Material →
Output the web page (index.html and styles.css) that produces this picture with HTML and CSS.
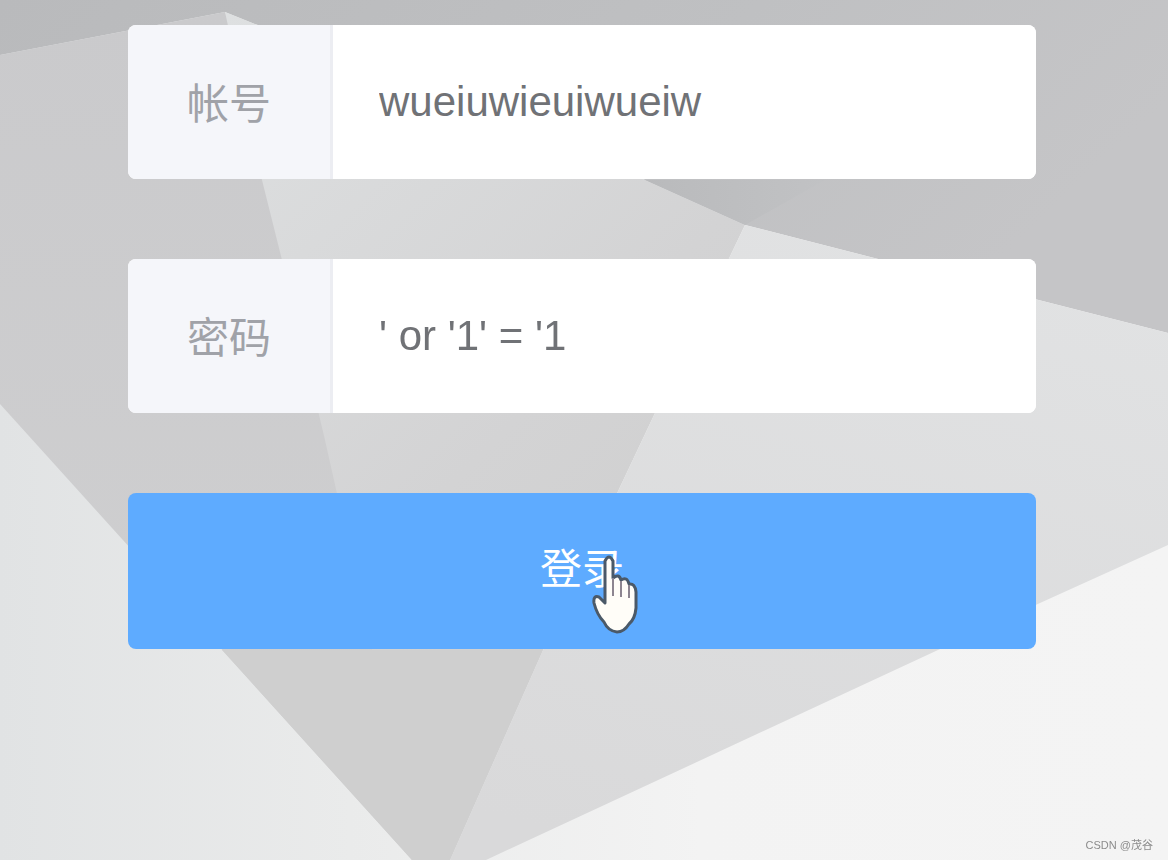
FILE: index.html
```html
<!DOCTYPE html>
<html lang="zh-CN">
<head>
  <meta charset="UTF-8">
  <meta name="viewport" content="width=device-width, initial-scale=1.0">
  <title>登录</title>
  <link rel="stylesheet" href="styles.css">
</head>
<body>
  <!-- polygon background -->
  <svg class="bg" viewBox="0 0 1168 860" preserveAspectRatio="none" aria-hidden="true">
    <defs>
      <linearGradient id="base" x1="0" y1="0" x2="1" y2="0">
        <stop offset="0" stop-color="#e1e3e4"/>
        <stop offset="0.3" stop-color="#eaebeb"/>
        <stop offset="0.6" stop-color="#f3f3f3"/>
        <stop offset="1" stop-color="#f4f4f4"/>
      </linearGradient>
      <linearGradient id="top" x1="0" y1="0" x2="1" y2="0.3">
        <stop offset="0" stop-color="#b9babc"/>
        <stop offset="0.6" stop-color="#bfc0c2"/>
        <stop offset="1" stop-color="#c5c5c7"/>
      </linearGradient>
      <linearGradient id="left" x1="0" y1="0" x2="0" y2="1">
        <stop offset="0" stop-color="#cacacc"/>
        <stop offset="1" stop-color="#d0d0d1"/>
      </linearGradient>
      <linearGradient id="middle" x1="0" y1="0" x2="0.6" y2="1">
        <stop offset="0" stop-color="#dee0e1"/>
        <stop offset="0.6" stop-color="#d3d3d4"/>
        <stop offset="1" stop-color="#cecece"/>
      </linearGradient>
      <linearGradient id="right" x1="0.6" y1="0" x2="0.3" y2="1">
        <stop offset="0" stop-color="#e1e2e3"/>
        <stop offset="1" stop-color="#d9d9da"/>
      </linearGradient>
      <linearGradient id="shade" x1="0" y1="0" x2="1" y2="0">
        <stop offset="0" stop-color="#b9babc"/>
        <stop offset="1" stop-color="#c1c2c4"/>
      </linearGradient>
    </defs>
    <rect width="1168" height="860" fill="url(#base)"/>
    <polygon points="0,0 1168,0 1168,333 745,225 645,180 225,12 0,55" fill="url(#top)"/>
    <polygon points="0,55 225,12 400,400 450,860 412,860 0,404" fill="url(#left)"/>
    <polygon points="225,12 645,180 745,225 655,413 543,650 450,860 412,860 372,650 325,440 282,260 262,180" fill="url(#middle)"/>
    <polygon points="222,650 543,650 450,860 412,860" fill="#cfcfcf"/>
    <polygon points="745,225 1168,333 1168,545 1040,603 938,650 486,860 450,860 543,650 655,413" fill="url(#right)"/>
    <polygon points="645,180 825,180 745,225" fill="url(#shade)"/>
  </svg>

  <form class="login-form" onsubmit="return false">
    <div class="input-group">
      <label for="account">帐号</label>
      <input type="text" id="account" value="wueiuwieuiwueiw" autocomplete="off" spellcheck="false">
    </div>
    <div class="input-group">
      <label for="password">密码</label>
      <input type="text" id="password" value="' or '1' = '1" autocomplete="off" spellcheck="false">
    </div>
    <button type="submit" class="login-btn">
      <span class="btn-text">登录
        <svg class="pointer" viewBox="0 0 46 80" aria-hidden="true">
          <path d="M13 7 Q17 -1 21 7 L21 24 Q27 19 29 26 Q35 22 37 30 Q43 29 44 38 L44 54 Q43 65 37 70 Q32 78 25 78 Q16 77 12 68 Q5 61 2 49 Q1 41 7 43 L13 49 Z" fill="#fffdf8" stroke="#4b5968" stroke-width="3" stroke-linejoin="round"/>
          <path d="M21 24 V42 M29 27 V43 M37 31 V44" fill="none" stroke="#8d8590" stroke-width="2"/>
        </svg>
      </span>
    </button>
  </form>

  <div class="watermark">CSDN @茂谷</div>
</body>
</html>
```

FILE: styles.css
```css
* {
  margin: 0;
  padding: 0;
  box-sizing: border-box;
}

body {
  min-height: 100vh;
  background: #e6e7e8;
  font-family: "Liberation Sans", "Noto Sans CJK SC", sans-serif;
}

.bg {
  position: fixed;
  top: 0;
  left: 0;
  width: 100%;
  height: 100%;
  z-index: -1;
}

.login-form {
  display: flex;
  flex-direction: column;
  gap: 80px;
  padding: 25px 132px 25px 128px;
}

.input-group {
  display: flex;
  height: 154px;
  border-radius: 8px;
  overflow: hidden;
  background: #fff;
}

.input-group label {
  display: flex;
  align-items: center;
  justify-content: center;
  width: 205px;
  padding-bottom: 4px;
  background: #f5f6fa;
  border-right: 3px solid #ecedf2;
  color: #a0a2a8;
  font-size: 42px;
}

.input-group input {
  flex: 1;
  min-width: 0;
  padding: 0 46px;
  border: none;
  outline: none;
  background: #fff;
  color: #707276;
  font-family: inherit;
  font-size: 42px;
}

.login-btn {
  height: 156px;
  padding-bottom: 12px;
  border: none;
  border-radius: 8px;
  background: #5eabff;
  color: #fff;
  font-family: inherit;
  font-size: 42px;
  cursor: pointer;
}

.btn-text {
  position: relative;
}

/* hand pointer over the button text */
.pointer {
  position: absolute;
  top: 8px;
  left: 52px;
  width: 46px;
  height: 80px;
}

.watermark {
  position: fixed;
  right: 15px;
  bottom: 6px;
  color: #8c8c8c;
  font-size: 11px;
  line-height: 18px;
}
```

Problem statement → Transcribe the whole listing exactly. Pictures are excluded.

Exercise output →
Output the web page (index.html and styles.css) that produces this picture with HTML and CSS.
FILE: index.html
```html
<!DOCTYPE html>
<html lang="zh-CN">
<head>
  <meta charset="UTF-8">
  <meta name="viewport" content="width=device-width, initial-scale=1.0">
  <title>登录</title>
  <link rel="stylesheet" href="styles.css">
</head>
<body>
  <!-- polygon background -->
  <svg class="bg" viewBox="0 0 1168 860" preserveAspectRatio="none" aria-hidden="true">
    <defs>
      <linearGradient id="base" x1="0" y1="0" x2="1" y2="0">
        <stop offset="0" stop-color="#e1e3e4"/>
        <stop offset="0.3" stop-color="#eaebeb"/>
        <stop offset="0.6" stop-color="#f3f3f3"/>
        <stop offset="1" stop-color="#f4f4f4"/>
      </linearGradient>
      <linearGradient id="top" x1="0" y1="0" x2="1" y2="0.3">
        <stop offset="0" stop-color="#b9babc"/>
        <stop offset="0.6" stop-color="#bfc0c2"/>
        <stop offset="1" stop-color="#c5c5c7"/>
      </linearGradient>
      <linearGradient id="left" x1="0" y1="0" x2="0" y2="1">
        <stop offset="0" stop-color="#cacacc"/>
        <stop offset="1" stop-color="#d0d0d1"/>
      </linearGradient>
      <linearGradient id="middle" x1="0" y1="0" x2="0.6" y2="1">
        <stop offset="0" stop-color="#dee0e1"/>
        <stop offset="0.6" stop-color="#d3d3d4"/>
        <stop offset="1" stop-color="#cecece"/>
      </linearGradient>
      <linearGradient id="right" x1="0.6" y1="0" x2="0.3" y2="1">
        <stop offset="0" stop-color="#e1e2e3"/>
        <stop offset="1" stop-color="#d9d9da"/>
      </linearGradient>
      <linearGradient id="shade" x1="0" y1="0" x2="1" y2="0">
        <stop offset="0" stop-color="#b9babc"/>
        <stop offset="1" stop-color="#c1c2c4"/>
      </linearGradient>
    </defs>
    <rect width="1168" height="860" fill="url(#base)"/>
    <polygon points="0,0 1168,0 1168,333 745,225 645,180 225,12 0,55" fill="url(#top)"/>
    <polygon points="0,55 225,12 400,400 450,860 412,860 0,404" fill="url(#left)"/>
    <polygon points="225,12 645,180 745,225 655,413 543,650 450,860 412,860 372,650 325,440 282,260 262,180" fill="url(#middle)"/>
    <polygon points="222,650 543,650 450,860 412,860" fill="#cfcfcf"/>
    <polygon points="745,225 1168,333 1168,545 1040,603 938,650 486,860 450,860 543,650 655,413" fill="url(#right)"/>
    <polygon points="645,180 825,180 745,225" fill="url(#shade)"/>
  </svg>

  <form class="login-form" onsubmit="return false">
    <div class="input-group">
      <label for="account">帐号</label>
      <input type="text" id="account" value="wueiuwieuiwueiw" autocomplete="off" spellcheck="false">
    </div>
    <div class="input-group">
      <label for="password">密码</label>
      <input type="text" id="password" value="' or '1' = '1" autocomplete="off" spellcheck="false">
    </div>
    <button type="submit" class="login-btn">
      <span class="btn-text">登录
        <svg class="pointer" viewBox="0 0 46 80" aria-hidden="true">
          <path d="M13 7 Q17 -1 21 7 L21 24 Q27 19 29 26 Q35 22 37 30 Q43 29 44 38 L44 54 Q43 65 37 70 Q32 78 25 78 Q16 77 12 68 Q5 61 2 49 Q1 41 7 43 L13 49 Z" fill="#fffdf8" stroke="#4b5968" stroke-width="3" stroke-linejoin="round"/>
          <path d="M21 24 V42 M29 27 V43 M37 31 V44" fill="none" stroke="#8d8590" stroke-width="2"/>
        </svg>
      </span>
    </button>
  </form>

  <div class="watermark">CSDN @茂谷</div>
</body>
</html>
```

FILE: styles.css
```css
* {
  margin: 0;
  padding: 0;
  box-sizing: border-box;
}

body {
  min-height: 100vh;
  background: #e6e7e8;
  font-family: "Liberation Sans", "Noto Sans CJK SC", sans-serif;
}

.bg {
  position: fixed;
  top: 0;
  left: 0;
  width: 100%;
  height: 100%;
  z-index: -1;
}

.login-form {
  display: flex;
  flex-direction: column;
  gap: 80px;
  padding: 25px 132px 25px 128px;
}

.input-group {
  display: flex;
  height: 154px;
  border-radius: 8px;
  overflow: hidden;
  background: #fff;
}

.input-group label {
  display: flex;
  align-items: center;
  justify-content: center;
  width: 205px;
  padding-bottom: 4px;
  background: #f5f6fa;
  border-right: 3px solid #ecedf2;
  color: #a0a2a8;
  font-size: 42px;
}

.input-group input {
  flex: 1;
  min-width: 0;
  padding: 0 46px;
  border: none;
  outline: none;
  background: #fff;
  color: #707276;
  font-family: inherit;
  font-size: 42px;
}

.login-btn {
  height: 156px;
  padding-bottom: 12px;
  border: none;
  border-radius: 8px;
  background: #5eabff;
  color: #fff;
  font-family: inherit;
  font-size: 42px;
  cursor: pointer;
}

.btn-text {
  position: relative;
}

/* hand pointer over the button text */
.pointer {
  position: absolute;
  top: 8px;
  left: 52px;
  width: 46px;
  height: 80px;
}

.watermark {
  position: fixed;
  right: 15px;
  bottom: 6px;
  color: #8c8c8c;
  font-size: 11px;
  line-height: 18px;
}
```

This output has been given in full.